Automsoft
- Type: Privately held company
- Industry: Software
- Founded: 1997; 29 years ago
- Founders: Paraic O’Toole and Tony Prylowski
- Headquarters: Dublin, Ireland
- Area served: Worldwide
- Products: Process data platform, data visualization, process data capture
- Number of employees: 44 (2024)
- Website: www.automsoft.com

= Automsoft =

Automsoft is an Irish company that provides database historian and data visualization software for the process industries. Founded in 1997, Automsoft has headquarters in Dublin, Ireland and the UK and US.

Automsoft's primary focus is on database scalability based on object database technology and open standards.
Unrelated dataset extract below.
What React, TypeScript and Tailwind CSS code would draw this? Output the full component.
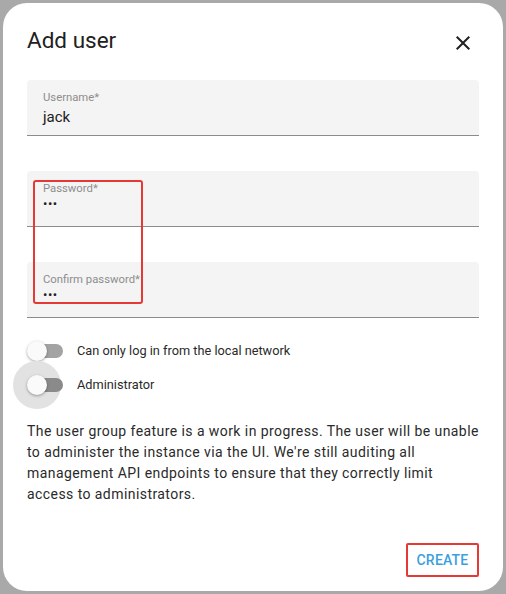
import React from "react";

function Field({ label, value, dots }: { label: string; value: string; dots?: boolean }) {
  return (
    <div className="h-[56px] rounded-t-[4px] bg-[#f4f4f4] border-b border-[#8c8c8c] px-4 pt-[10px]">
      <div className="text-[11.3px] leading-[16px] text-[#8d8d8d]">{label}</div>
      {dots ? (
        <div className="text-[13px] leading-[20px] text-[#212121] tracking-[0.5px] mt-[-3px]">{value}</div>
      ) : (
        <div className="text-[15px] leading-[20px] text-[#212121] mt-[1px]">{value}</div>
      )}
    </div>
  );
}

function Switch({ halo, track }: { halo?: boolean; track: string }) {
  return (
    <div className="relative w-[36px] h-[20px] shrink-0">
      {halo && <div className="absolute left-[-14px] top-[-14px] w-[48px] h-[48px] rounded-full bg-[#e2e2e2]" />}
      <div className={`absolute left-[2px] top-[3px] w-[34px] h-[14px] rounded-full ${track}`} />
      <div className="absolute left-0 top-0 w-[20px] h-[20px] rounded-full bg-[#fafafa] shadow-[0_1px_3px_rgba(0,0,0,0.35)]" />
    </div>
  );
}

export default function App() {
  return (
    <div className="w-[506px] h-[594px] bg-[#a9a9a9] p-[3px] font-['Roboto',sans-serif] overflow-hidden">
      <div className="relative h-[588px] w-[500px] bg-white rounded-[24px] px-6 flex flex-col">
        <div className="flex items-start justify-between pt-[21px] h-[77px]">
          <h2 className="text-[22.5px] leading-[32px] text-[#212121] font-normal">Add user</h2>
          <svg width="24" height="24" viewBox="0 0 24 24" className="mt-[7px] mr-[4px]">
            <path
              fill="#212121"
              d="M19,6.41L17.59,5L12,10.59L6.41,5L5,6.41L10.59,12L5,17.59L6.41,19L12,13.41L17.59,19L19,17.59L13.41,12L19,6.41Z"
            />
          </svg>
        </div>
        <div className="flex flex-col gap-[35px]">
          <Field label="Username*" value="jack" />
          <Field label="Password*" value="•••" dots />
          <Field label="Confirm password*" value="•••" dots />
        </div>
        <div className="mt-[23px] flex flex-col">
          <div className="flex items-center h-[20px] gap-[14px]">
            <Switch track="bg-[#a3a3a3]" />
            <span className="text-[12.75px] text-[#2a2a2a]">Can only log in from the local network</span>
          </div>
          <div className="flex items-center h-[20px] gap-[14px] mt-[14px]">
            <Switch halo track="bg-[#8a8a8a]" />
            <span className="text-[12.75px] text-[#2a2a2a]">Administrator</span>
          </div>
        </div>
        <p className="mt-[26px] text-[14px] leading-[21px] tracking-[0.43px] text-[#2a2a2a]">
          The user group feature is a work in progress. The user will be unable to administer the instance via the UI. We're still auditing all management API endpoints to ensure that they correctly limit access to administrators.
        </p>
        <div className="mt-auto mb-[14px] flex justify-end">
          <div className="h-[34px] w-[73px] border-2 border-[#e53935] rounded-[2px] flex items-center justify-center">
            <span className="text-[14px] font-medium tracking-[0.2px] text-[#3a9fe0]">CREATE</span>
          </div>
        </div>
        <div className="absolute left-[30px] top-[177px] w-[110px] h-[124px] border-2 border-[#e53935] rounded-[3px]" />
      </div>
    </div>
  );
}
The company is privately owned, with no external investors.

== History ==
Founded in 1997, Automsoft sought to address a gap in the market process data historian market by writing a product using object database technology OODBMS. Automsoft joins the OPC Foundation as a charter member.

2000 Automsoft adds FDA 21 CFR Part 11 compliance to their suite of products.
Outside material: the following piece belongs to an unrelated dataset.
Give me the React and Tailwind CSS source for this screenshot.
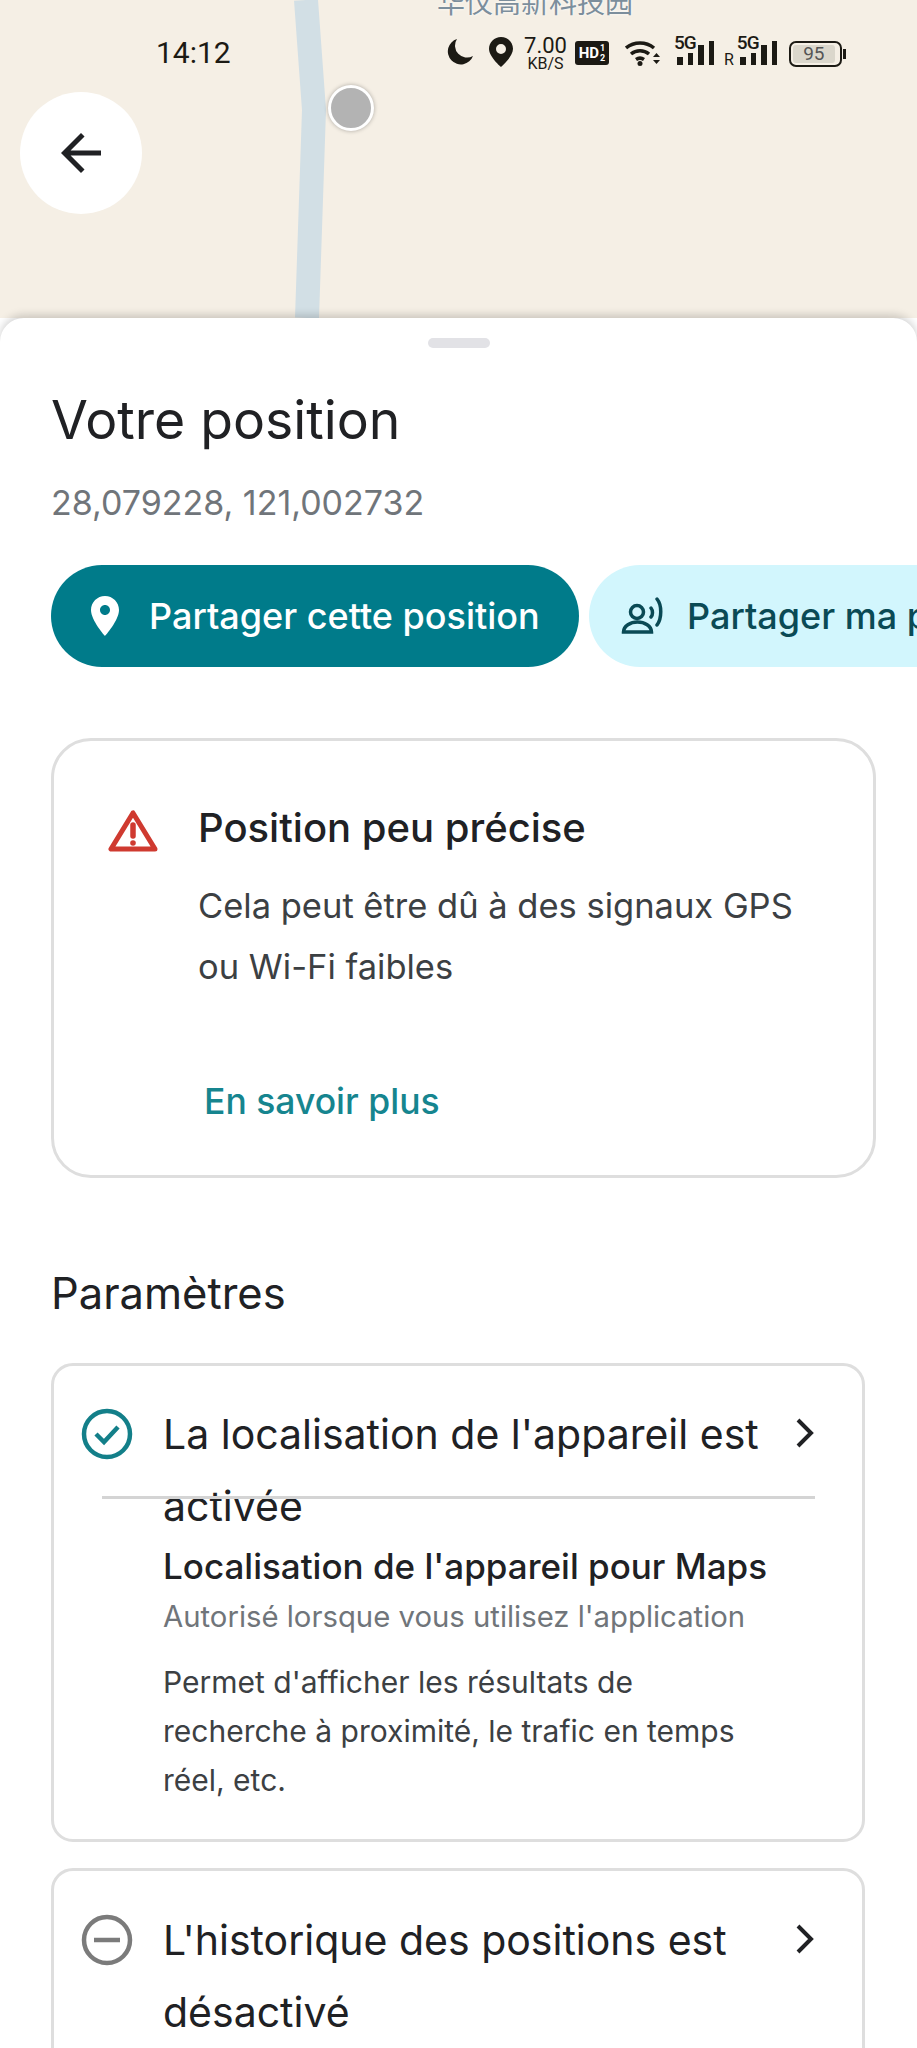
import { Fragment } from "react";

function BackArrow() {
  return (
    <svg viewBox="0 0 24 24" className="w-[60px] h-[60px] fill-[#202124]">
      <path d="M20 11H7.83l5.59-5.59L12 4l-8 8 8 8 1.41-1.41L7.83 13H20v-2z" />
    </svg>
  );
}

function Pin({ className }) {
  return (
    <svg viewBox="0 0 24 24" className={className}>
      <path d="M12 2C8.13 2 5 5.13 5 9c0 5.25 7 13 7 13s7-7.75 7-13c0-3.87-3.13-7-7-7zm0 9.5c-1.38 0-2.5-1.12-2.5-2.5s1.12-2.5 2.5-2.5 2.5 1.12 2.5 2.5-1.12 2.5-2.5 2.5z" />
    </svg>
  );
}

function SignalBars({ r }) {
  return (
    <div className="flex items-end h-[30px]">
      {r && <span className="text-[16px] leading-[14px] mr-[3px] font-['Roboto',sans-serif]">R</span>}
      <div className="relative w-[39px] h-[30px]">
        <span className="absolute left-0 top-[-3px] text-[19px] leading-[18px] font-medium tracking-[-1px] font-['Roboto',sans-serif]">5G</span>
        <div className="absolute bottom-[2px] left-[3px] flex items-end gap-[5px]">
          <i className="block w-[6px] h-[8px] bg-[#1c1a14]" />
          <i className="block w-[5px] h-[12px] bg-[#1c1a14]" />
          <i className="block w-[6px] h-[20px] bg-[#1c1a14]" />
          <i className="block w-[5px] h-[24px] bg-[#1c1a14]" />
        </div>
      </div>
    </div>
  );
}

function StatusBar() {
  return (
    <div className="absolute left-0 top-[36px] w-full h-[32px] text-[#1c1a14]">
      <span className="absolute left-[156px] top-[-1px] text-[30px] leading-[36px] font-['Roboto',sans-serif]">14:12</span>
      <div className="absolute left-[447px] top-0 h-[32px] flex items-center">
        <svg viewBox="0 0 26 26" className="w-[26px] h-[26px] fill-[#1c1a14]">
          <path d="M10 0a13 13 0 1 0 16 17A12 12 0 0 1 10 0z" />
        </svg>
        <svg viewBox="0 0 24 30" className="w-[24px] h-[30px] ml-[16px] fill-[#1c1a14]">
          <path fillRule="evenodd" d="M12 0C5.400 0 0 5.200 0 11.800 0 20 12 30 12 30s12-10 12-18.200C24 5.200 18.600 0 12 0zm0 7a5 5 0 1 1 0 10 5 5 0 0 1 0-10z" />
        </svg>
        <div className="flex flex-col items-center w-[41px] ml-[12px] font-['Roboto',sans-serif] mt-[3px]">
          <span className="text-[22px] leading-[20px]">7.00</span>
          <span className="text-[16px] leading-[15px]">KB/S</span>
        </div>
        <div className="flex items-center justify-center w-[34px] h-[24px] ml-[9px] mt-[2px] bg-[#1c1a14] rounded-[3px] text-white font-bold font-['Roboto',sans-serif]">
          <span className="text-[15px] leading-[24px]">HD</span>
          <span className="flex flex-col text-[9px] leading-[10px] ml-[1px]">
            <span>1</span>
            <span>2</span>
          </span>
        </div>
        <svg viewBox="0 0 35 28" className="w-[35px] h-[28px] ml-[16px]">
          <path d="M1 10a22 22 0 0 1 28 0M6 16a14 14 0 0 1 18 0M11 21.500a7 7 0 0 1 8 0" fill="none" stroke="#1c1a14" strokeWidth="3.500" />
          <circle cx="15" cy="25.500" r="2.500" fill="#1c1a14" />
          <path d="M28 19l3.500-4 3.500 4zM28 22l3.500 4 3.500-4z" fill="#1c1a14" />
        </svg>
        <div className="ml-[14px]"><SignalBars /></div>
        <div className="ml-[11px]"><SignalBars r /></div>
        <div className="flex items-center ml-[13px] mt-[4px]">
          <div className="w-[53px] h-[26px] p-[2px] border-2 border-[#1c1a14] rounded-[7px]">
            <div className="w-[42px] h-full bg-[#dbd7cc] rounded-[3px] text-[19px] leading-[18px] text-center text-[#555] font-['Roboto',sans-serif]">95</div>
          </div>
          <i className="block w-[3px] h-[10px] bg-[#1c1a14] ml-[1px]" />
        </div>
      </div>
    </div>
  );
}

function MapArea() {
  return (
    <div className="relative h-[318px] bg-[#f5efe5] overflow-hidden">
      <svg viewBox="0 0 917 318" className="absolute inset-0 w-full h-full">
        <path d="M306 0L314 110L307 318" fill="none" stroke="#d2dfe5" strokeWidth="24" />
      </svg>
      <span className="absolute left-[437px] top-[-15px] text-[28px] leading-[32px] text-[#7c8e9c] [text-shadow:0_0_3px_#ffffff] font-['Noto_Sans_CJK_SC',sans-serif]">华仪高新科技园</span>
      <div className="absolute left-[328px] top-[85px] w-[46px] h-[46px] rounded-full bg-[#b3b3b3] border-[3px] border-white shadow-[0_0_4px_rgba(0,0,0,0.3)]" />
      <StatusBar />
      <div className="absolute left-[20px] top-[92px] w-[122px] h-[122px] rounded-full bg-white flex items-center justify-center">
        <BackArrow />
      </div>
    </div>
  );
}

function StatusIcon({ active }) {
  if (active) {
    return (
      <svg viewBox="0 0 52 52" className="w-[52px] h-[52px] shrink-0" fill="none">
        <circle cx="26" cy="26" r="23" stroke="#137f89" strokeWidth="4.500" />
        <path d="M15 26l8 8 14-15" stroke="#137f89" strokeWidth="4.500" />
      </svg>
    );
  }
  return (
    <svg viewBox="0 0 52 52" className="w-[52px] h-[52px] shrink-0" fill="none">
      <circle cx="26" cy="26" r="23" stroke="#7b7b7b" strokeWidth="4.500" />
      <path d="M13 26h26" stroke="#7b7b7b" strokeWidth="4.500" />
    </svg>
  );
}

function SettingTitle({ active, lines }) {
  return (
    <div className="flex items-start">
      <div className="w-[109px] pl-[27px] pt-[10px] shrink-0">
        <StatusIcon active={active} />
      </div>
      <div className="w-[631px] text-[41px] leading-[72px] text-[#202124] whitespace-nowrap">
        {lines.map((l) => (
          <Fragment key={l}>{l}<br /></Fragment>
        ))}
      </div>
      <svg viewBox="0 0 22 32" className="w-[22px] h-[32px] mt-[19px] fill-none stroke-[#202124] stroke-[4]">
        <path d="M4 3l13 13L4 29" />
      </svg>
    </div>
  );
}

export default function App() {
  return (
    <div className="h-[2048px] overflow-hidden bg-white font-['Inter',sans-serif]">
      <MapArea />
      <div className="relative rounded-t-[24px] bg-white shadow-[0_-3px_8px_rgba(0,0,0,0.18)] pt-[20px]">
        <div className="w-[62px] h-[10px] mx-auto rounded-full bg-[#e2e2e6]" />

        <h1 className="ml-[51px] mt-[37px] text-[53.5px] leading-[70px] text-[#202124] font-normal">Votre position</h1>
        <p className="ml-[51px] mt-[25px] text-[34px] leading-[46px] text-[#70757a]">28,079228, 121,002732</p>

        <div className="flex gap-[10px] ml-[51px] mt-[39px] overflow-hidden">
          <div className="flex items-center shrink-0 w-[528px] h-[102px] rounded-full bg-[#007b8a] text-white pl-[30px]">
            <Pin className="w-[48px] h-[48px] fill-white" />
            <span className="ml-[20px] text-[36px] font-medium whitespace-nowrap">Partager cette position</span>
          </div>
          <div className="flex items-center shrink-0 w-[420px] h-[102px] rounded-l-full bg-[#d2f6fd] text-[#0a4a55] pl-[32px]">
            <svg viewBox="0 0 44 38" className="w-[44px] h-[38px] shrink-0 fill-none stroke-[#0a4a55] stroke-[3.5]">
              <circle cx="16" cy="15" r="6.500" />
              <path d="M2.500 35c0-6 7-10 14-10s14 4 14 10z" />
              <path d="M30 11c2 2.500 2 7 0 9M36 2c5 6 5 19 0 26" strokeLinecap="round" />
            </svg>
            <span className="ml-[22px] text-[36px] font-medium whitespace-nowrap">Partager ma position</span>
          </div>
        </div>

        {/* warning card */}
        <div className="ml-[51px] mr-[41px] mt-[71px] h-[440px] rounded-[40px] border-[3px] border-[#dedede] pt-[59px]">
          <div className="flex items-start">
            <svg viewBox="0 0 50 42" className="w-[50px] h-[42px] ml-[54px] mt-[10px] shrink-0" fill="none">
              <path d="M25 3L3 39h44z" stroke="#cf3a30" strokeWidth="5" strokeLinejoin="round" />
              <path d="M25 15v11" stroke="#cf3a30" strokeWidth="5.500" strokeLinecap="round" />
              <circle cx="25" cy="33" r="2.800" fill="#cf3a30" />
            </svg>
            <div className="ml-[40px]">
              <h2 className="text-[40px] leading-[56px] text-[#202124] font-medium">Position peu précise</h2>
              <p className="mt-[19px] text-[34.5px] leading-[61px] text-[#3c4043] whitespace-nowrap">Cela peut être dû à des signaux GPS<br />ou Wi-Fi faibles</p>
              <p className="mt-[80px] ml-[6px] text-[35.5px] leading-[50px] font-medium text-[#16858f]">En savoir plus</p>
            </div>
          </div>
        </div>

        <h2 className="ml-[51px] mt-[87px] text-[43.5px] leading-[56px] text-[#202124] font-normal">Paramètres</h2>

        {/* settings */}
        <div className="relative ml-[51px] w-[814px] h-[479px] mt-[42px] rounded-[22px] border-[3px] border-[#dedede] pt-[32px]">
          <SettingTitle active lines={["La localisation de l'appareil est", "activée"]} />
          <div className="absolute left-[48px] top-[130px] w-[713px] h-[3px] bg-[#d4d4d4]" />
          <div className="ml-[109px]">
            <p className="mt-[1px] text-[35px] leading-[46px] font-medium text-[#202124] whitespace-nowrap">Localisation de l'appareil pour Maps</p>
            <p className="mt-[6px] text-[29.3px] leading-[44px] text-[#70757a] whitespace-nowrap">Autorisé lorsque vous utilisez l'application</p>
            <p className="mt-[19px] text-[30px] leading-[49px] text-[#3c4043] whitespace-nowrap">Permet d'afficher les résultats de<br />recherche à proximité, le trafic en temps<br />réel, etc.</p>
          </div>
        </div>
        <div className="ml-[51px] w-[814px] h-[300px] mt-[26px] rounded-[22px] border-[3px] border-[#dedede] pt-[33px]">
          <SettingTitle lines={["L'historique des positions est", "désactivé"]} />
        </div>
      </div>
    </div>
  );
}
In 2001, Automsoft achieves ISO 9001 quality management certification.

In 2002, Automsoft secured €6 million in funding from IDG Ventures Europe with Pentech Ventures and also won technical innovation award at Ireland's leading technology event for its RAPID Pharma product for the pharmaceutical market.

In 2003, Automsoft secured a contract with US biotech giant Genzyme Corporation and ex-Elan Corporation CEO Donal Geaney to chair Automsoft.

In 2005, Automsoft rapidHistorian software was used to find out what happened to oil platform Thunder Horse after Hurricane Dennis hit.

In 2005 and 2006, Automsoft secured patents on its database technology.

In 2009, Automsoft showcased their green innovations in clean-tech in Palo Alto California and also achieved OPC Unified Architecture compliance.

In 2011, Automsoft and Power Analytics announce a partnership to provide solutions for the smart grid environment.

In 2013, Automsoft was chosen as a 2013 Red Herring Top 100 Europe Winner.